Program initialization

FLAXPY’s main function, expressed outside of any namespace, is largely boilerplate. It initializes FleCSI, executes the FLAXPY code according to the control flow defined above in Control flow, and finalizes FleCSI.

int
main(int argc, char ** argv) {
  // Initialize the FleCSI run-time system.
  flecsi::getopt()(argc, argv);
  const flecsi::run::dependencies_guard dg;
  const flecsi::runtime run;
  flecsi::flog::add_output_stream("clog", std::clog, true);
  // Execute our code control point by control point.
  return run.control<flaxpy::control>();
}

Usage

FLAXPY can be built and run as follows:

cd tutorial/standalone/flaxpy
mkdir build
cd build
cmake ..
make -j
mpiexec -n 8 ./flaxpy

Depending on your installation, you may need to execute mpirun, srun, or another launcher instead of mpiexec.
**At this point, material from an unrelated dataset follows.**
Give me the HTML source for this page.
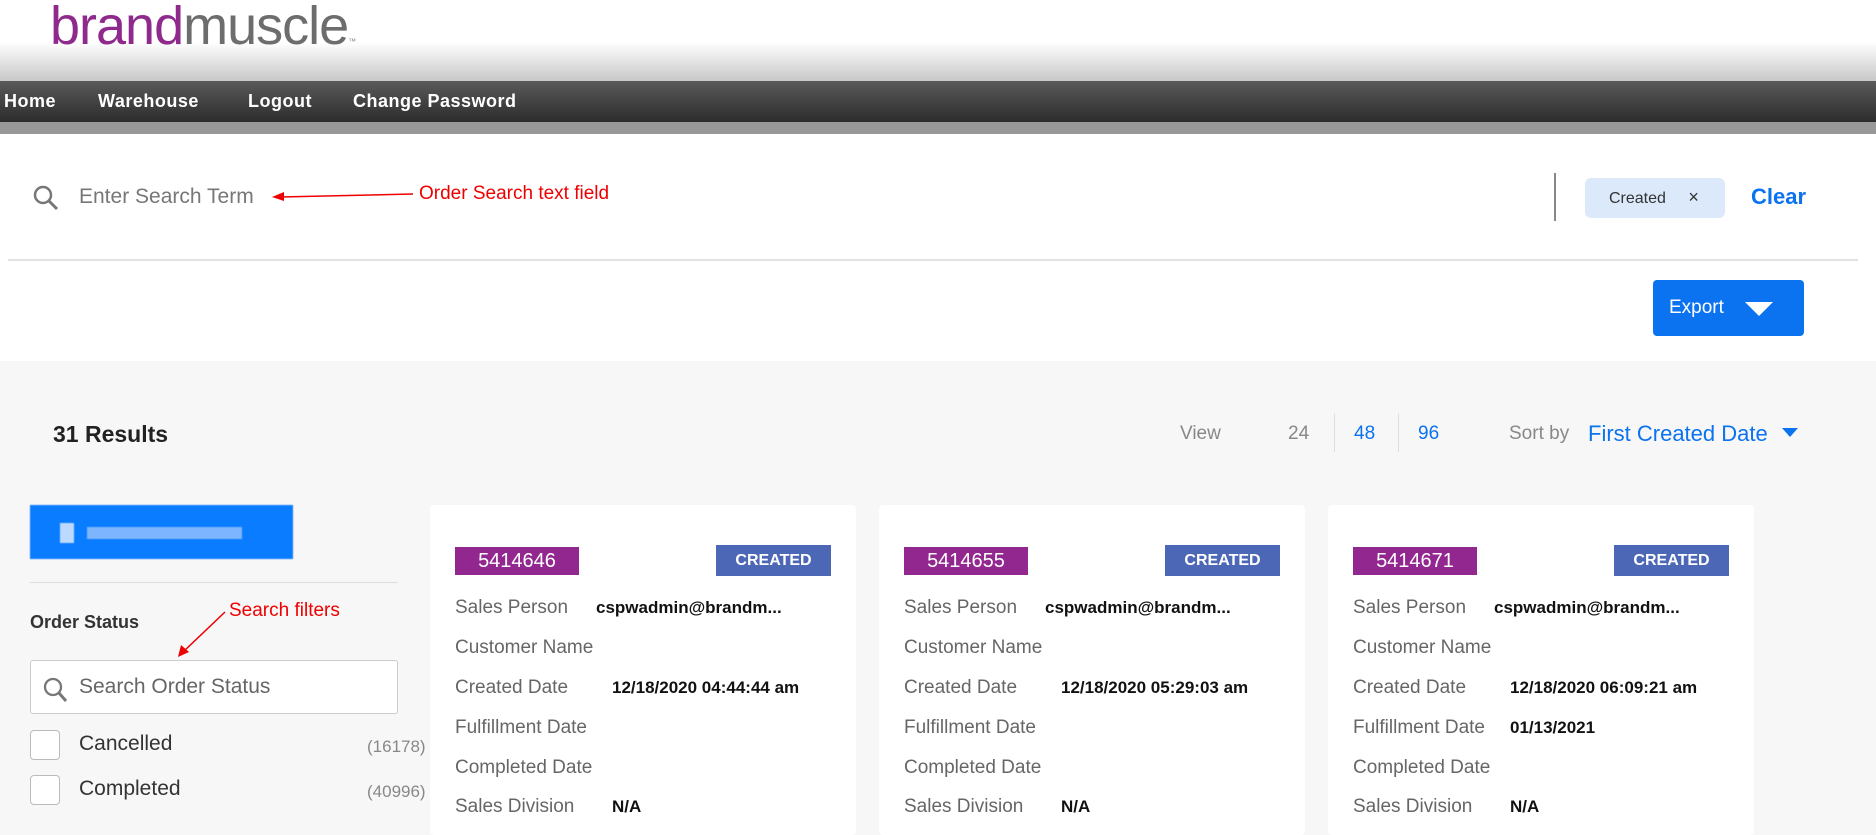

The -n 8 specifies 8-way process parallelism. The output should look like this:

The sum over all elements in the final vector is 6.16999e+12

Try

  • passing --help to flaxpy to view the supported command-line options,

  • passing --length=2000000 to flaxpy to run DAXPY on a vector that is twice as long as the default,

  • running with a different amount of process parallelism, perhaps across multiple nodes in a cluster, or

  • [advanced] modifying flaxpy.cc to construct a specialization of narray (a multidimensional-array core topology) instead of a specialization of user. See the source code to the Poisson example, in particular tutorial/standalone/poisson/include/specialization/mesh.hh, for an example of the use of narray.